▶ [Requirements] Give the data below again exactly as written, without its pictures.

▶ [Recorded data]
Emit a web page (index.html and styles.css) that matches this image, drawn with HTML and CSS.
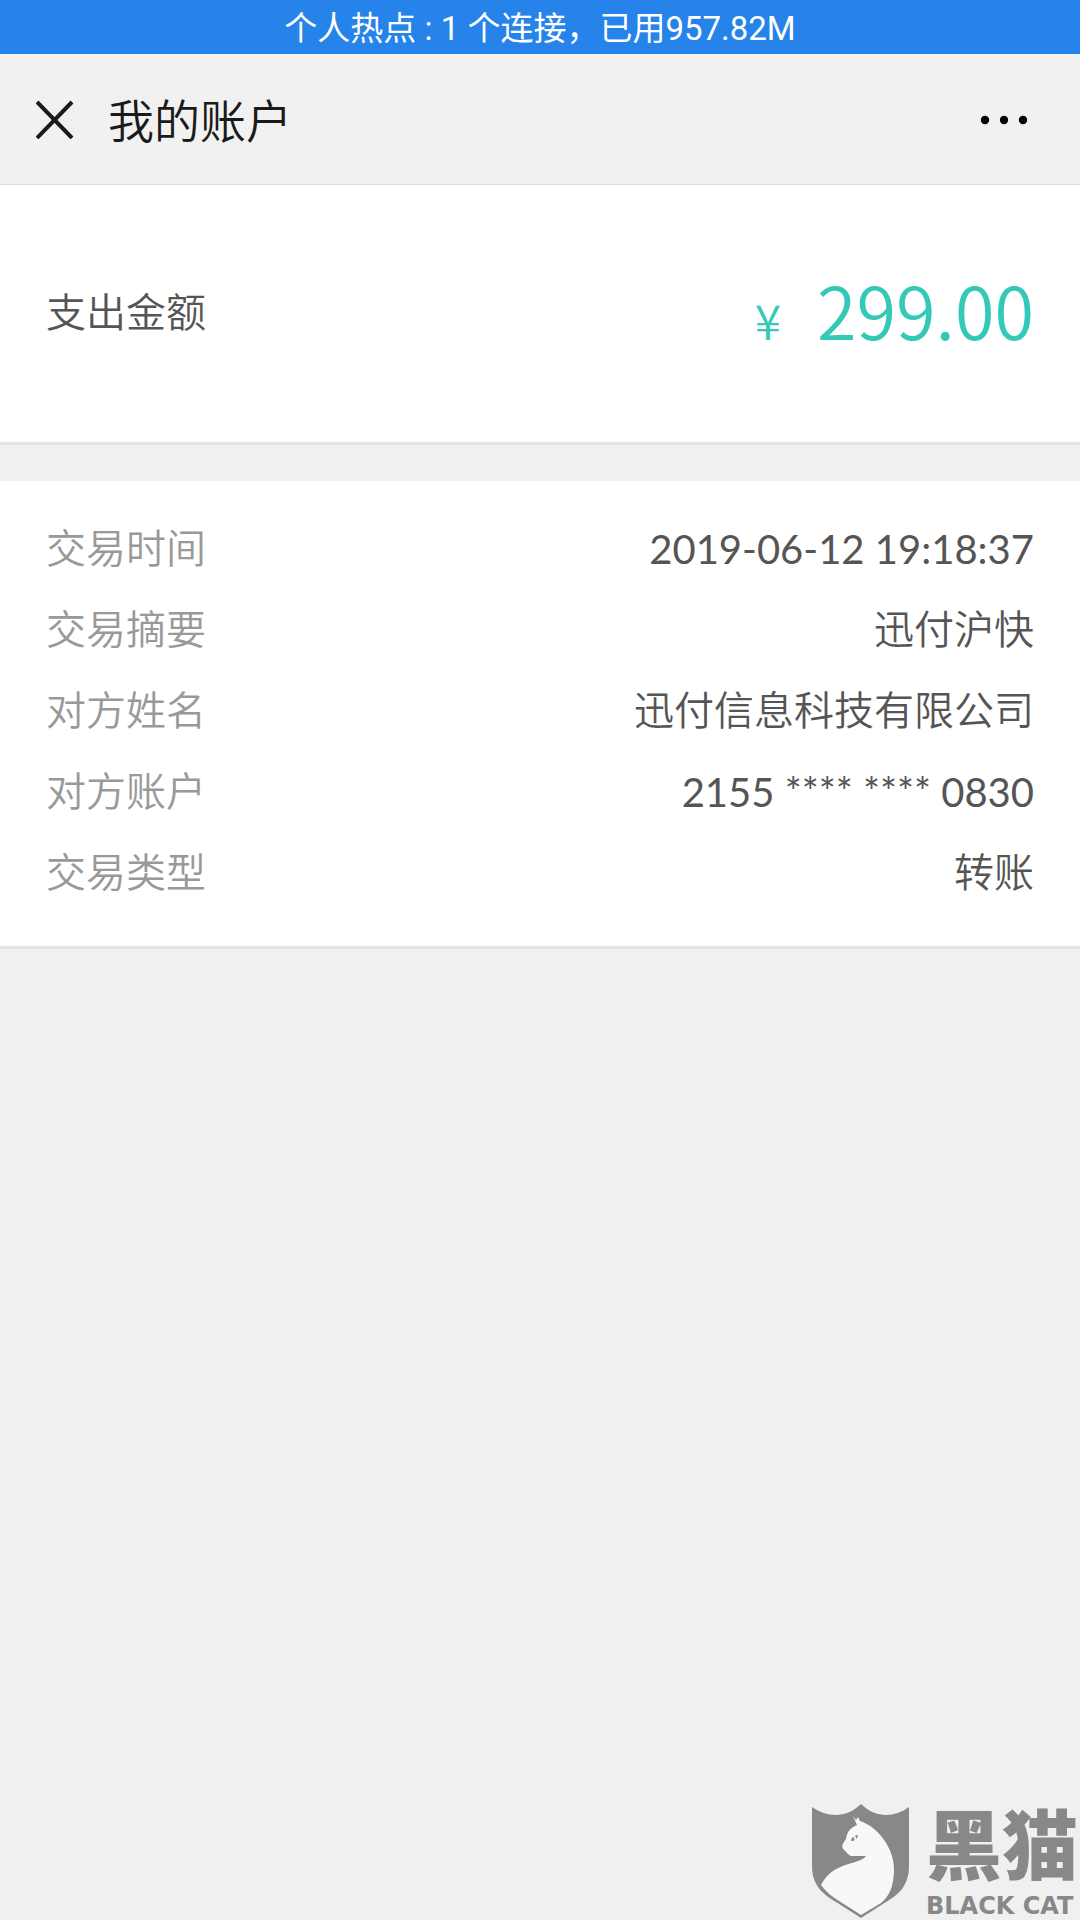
FILE: index.html
```html
<!DOCTYPE html>
<html lang="zh-CN">
<head>
  <meta charset="UTF-8" />
  <meta name="viewport" content="width=device-width" />
  <title>我的账户</title>
  <link rel="stylesheet" href="styles.css">
</head>
<body>

<div class="hotspot">个人热点 : 1 个连接，已用957.82M</div>

<header class="navbar">
  <button class="icon-btn" aria-label="关闭">
    <svg width="38" height="40" viewBox="0 0 38 40">
      <path d="M1 3L36 39M36 3L1 39" fill="none" stroke="#1a1a1a" stroke-width="4"/>
    </svg>
  </button>
  <h1>我的账户</h1>
  <button class="icon-btn more" aria-label="更多">
    <svg width="48" height="12" viewBox="0 0 48 12">
      <circle cx="5" cy="7" r="4.200"/>
      <circle cx="24" cy="7" r="4.200"/>
      <circle cx="43" cy="7" r="4.200"/>
    </svg>
  </button>
</header>

<main>
  <section class="card amount">
    <span class="amount-label">支出金额</span>
    <span class="amount-value"><span class="currency">¥</span><span>299.00</span></span>
  </section>

  <dl class="card details">
    <div class="row"><dt>交易时间</dt><dd class="num">2019-06-12 19:18:37</dd></div>
    <div class="row"><dt>交易摘要</dt><dd>迅付沪快</dd></div>
    <div class="row"><dt>对方姓名</dt><dd>迅付信息科技有限公司</dd></div>
    <div class="row"><dt>对方账户</dt><dd class="num">2155 **** **** 0830</dd></div>
    <div class="row"><dt>交易类型</dt><dd>转账</dd></div>
  </dl>
</main>

<!-- watermark -->
<div class="watermark">
  <svg width="98" height="115" viewBox="0 0 98 115">
    <path d="M0 3C16 14 35 14 49 0C63 14 82 14 97 3V62C97 82 86 91 74 98L49 114L24 98C12 91 0 82 0 62Z" fill="#8a8788"/>
    <path d="M41 12L44 16L46 13L48 17C66 23 82 44 82 65C82 82 77 93 69 99L49 111L24 95Q15 89 9 81C19 62 36 61 46 57Q52 55 54 52H39C35 50 34 47 31 45C29 41 32 38 34 35C35 28 38 24 45 21Z" fill="#f8f8f8"/>
    <path d="M39 36Q41 31 46 31Q45 37 39 37Z" fill="#8a8788"/>
    <path d="M42 31L44 37" stroke="#f8f8f8" stroke-width="2"/>
  </svg>
  <div class="brand">
    <span class="brand-cn">黑猫</span>
    <span class="brand-en">BLACK CAT</span>
  </div>
</div>

</body>
</html>
```
FILE: styles.css
```css
* {
  box-sizing: border-box;
}
body {
  margin: 0;
  min-height: 100vh;
  position: relative;
  background-color: #f0f0f0;
  color: #555;
  font-family: Roboto, "Noto Sans CJK SC", sans-serif;
  font-weight: 350;
  font-size: 40px;
}
.hotspot {
  height: 54px;
  line-height: 58px;
  background-color: #2583e9;
  color: #fff;
  font-size: 33px;
  font-weight: 400;
  text-align: center;
}

/* title bar */
.navbar {
  display: flex;
  align-items: center;
  height: 131px;
  padding: 0 52px 0 36px;
  background-color: #f1f1f1;
  border-bottom: 1px solid #dedede;
}
.navbar h1 {
  margin: 0 0 0 34px;
  padding-top: 6px;
  color: #1a1a1a;
  font-size: 46px;
  line-height: 64px;
  font-weight: 350;
}
.icon-btn {
  display: flex;
  padding: 0;
  border: 0;
  background: none;
}
.more {
  margin-left: auto;
}

.card {
  background-color: #fff;
  border-bottom: 3px solid #e4e4e4;
  padding: 0 46px;
}
.amount {
  display: flex;
  justify-content: space-between;
  align-items: center;
  height: 260px;
}
.amount-label {
  padding-bottom: 8px;
}
.amount-value {
  display: flex;
  align-items: baseline;
  gap: 36px;
  color: #34c9b7;
  font-family: "Noto Sans CJK SC", sans-serif;
  font-size: 72px;
  line-height: 100px;
}
.currency {
  font-size: 48px;
}

.details {
  margin: 36px 0 0;
  padding-top: 28px;
  padding-bottom: 32px;
}
.row {
  display: flex;
  justify-content: space-between;
  line-height: 81px;
}
.row dt {
  color: #999;
}
.row dd {
  margin: 0;
}
.row .num {
  font-family: Lato, sans-serif;
  font-weight: 400;
}

.watermark {
  position: absolute;
  right: 2px;
  bottom: 0;
  display: flex;
  gap: 16px;
  color: #8a8788;
}
.brand {
  display: flex;
  flex-direction: column;
  justify-content: flex-end;
  font-weight: 900;
}
.brand-cn {
  font-family: "Liberation Sans", "Noto Sans CJK SC", sans-serif;
  font-size: 76px;
  line-height: 88px;
}
.brand-en {
  font-family: "DejaVu Sans", sans-serif;
  font-size: 24px;
  line-height: 28px;
}
```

▶ [Worked answer]
Emit a web page (index.html and styles.css) that matches this image, drawn with HTML and CSS.
FILE: index.html
```html
<!DOCTYPE html>
<html lang="zh-CN">
<head>
  <meta charset="UTF-8" />
  <meta name="viewport" content="width=device-width" />
  <title>我的账户</title>
  <link rel="stylesheet" href="styles.css">
</head>
<body>

<div class="hotspot">个人热点 : 1 个连接，已用957.82M</div>

<header class="navbar">
  <button class="icon-btn" aria-label="关闭">
    <svg width="38" height="40" viewBox="0 0 38 40">
      <path d="M1 3L36 39M36 3L1 39" fill="none" stroke="#1a1a1a" stroke-width="4"/>
    </svg>
  </button>
  <h1>我的账户</h1>
  <button class="icon-btn more" aria-label="更多">
    <svg width="48" height="12" viewBox="0 0 48 12">
      <circle cx="5" cy="7" r="4.200"/>
      <circle cx="24" cy="7" r="4.200"/>
      <circle cx="43" cy="7" r="4.200"/>
    </svg>
  </button>
</header>

<main>
  <section class="card amount">
    <span class="amount-label">支出金额</span>
    <span class="amount-value"><span class="currency">¥</span><span>299.00</span></span>
  </section>

  <dl class="card details">
    <div class="row"><dt>交易时间</dt><dd class="num">2019-06-12 19:18:37</dd></div>
    <div class="row"><dt>交易摘要</dt><dd>迅付沪快</dd></div>
    <div class="row"><dt>对方姓名</dt><dd>迅付信息科技有限公司</dd></div>
    <div class="row"><dt>对方账户</dt><dd class="num">2155 **** **** 0830</dd></div>
    <div class="row"><dt>交易类型</dt><dd>转账</dd></div>
  </dl>
</main>

<!-- watermark -->
<div class="watermark">
  <svg width="98" height="115" viewBox="0 0 98 115">
    <path d="M0 3C16 14 35 14 49 0C63 14 82 14 97 3V62C97 82 86 91 74 98L49 114L24 98C12 91 0 82 0 62Z" fill="#8a8788"/>
    <path d="M41 12L44 16L46 13L48 17C66 23 82 44 82 65C82 82 77 93 69 99L49 111L24 95Q15 89 9 81C19 62 36 61 46 57Q52 55 54 52H39C35 50 34 47 31 45C29 41 32 38 34 35C35 28 38 24 45 21Z" fill="#f8f8f8"/>
    <path d="M39 36Q41 31 46 31Q45 37 39 37Z" fill="#8a8788"/>
    <path d="M42 31L44 37" stroke="#f8f8f8" stroke-width="2"/>
  </svg>
  <div class="brand">
    <span class="brand-cn">黑猫</span>
    <span class="brand-en">BLACK CAT</span>
  </div>
</div>

</body>
</html>
```
FILE: styles.css
```css
* {
  box-sizing: border-box;
}
body {
  margin: 0;
  min-height: 100vh;
  position: relative;
  background-color: #f0f0f0;
  color: #555;
  font-family: Roboto, "Noto Sans CJK SC", sans-serif;
  font-weight: 350;
  font-size: 40px;
}
.hotspot {
  height: 54px;
  line-height: 58px;
  background-color: #2583e9;
  color: #fff;
  font-size: 33px;
  font-weight: 400;
  text-align: center;
}

/* title bar */
.navbar {
  display: flex;
  align-items: center;
  height: 131px;
  padding: 0 52px 0 36px;
  background-color: #f1f1f1;
  border-bottom: 1px solid #dedede;
}
.navbar h1 {
  margin: 0 0 0 34px;
  padding-top: 6px;
  color: #1a1a1a;
  font-size: 46px;
  line-height: 64px;
  font-weight: 350;
}
.icon-btn {
  display: flex;
  padding: 0;
  border: 0;
  background: none;
}
.more {
  margin-left: auto;
}

.card {
  background-color: #fff;
  border-bottom: 3px solid #e4e4e4;
  padding: 0 46px;
}
.amount {
  display: flex;
  justify-content: space-between;
  align-items: center;
  height: 260px;
}
.amount-label {
  padding-bottom: 8px;
}
.amount-value {
  display: flex;
  align-items: baseline;
  gap: 36px;
  color: #34c9b7;
  font-family: "Noto Sans CJK SC", sans-serif;
  font-size: 72px;
  line-height: 100px;
}
.currency {
  font-size: 48px;
}

.details {
  margin: 36px 0 0;
  padding-top: 28px;
  padding-bottom: 32px;
}
.row {
  display: flex;
  justify-content: space-between;
  line-height: 81px;
}
.row dt {
  color: #999;
}
.row dd {
  margin: 0;
}
.row .num {
  font-family: Lato, sans-serif;
  font-weight: 400;
}

.watermark {
  position: absolute;
  right: 2px;
  bottom: 0;
  display: flex;
  gap: 16px;
  color: #8a8788;
}
.brand {
  display: flex;
  flex-direction: column;
  justify-content: flex-end;
  font-weight: 900;
}
.brand-cn {
  font-family: "Liberation Sans", "Noto Sans CJK SC", sans-serif;
  font-size: 76px;
  line-height: 88px;
}
.brand-en {
  font-family: "DejaVu Sans", sans-serif;
  font-size: 24px;
  line-height: 28px;
}
```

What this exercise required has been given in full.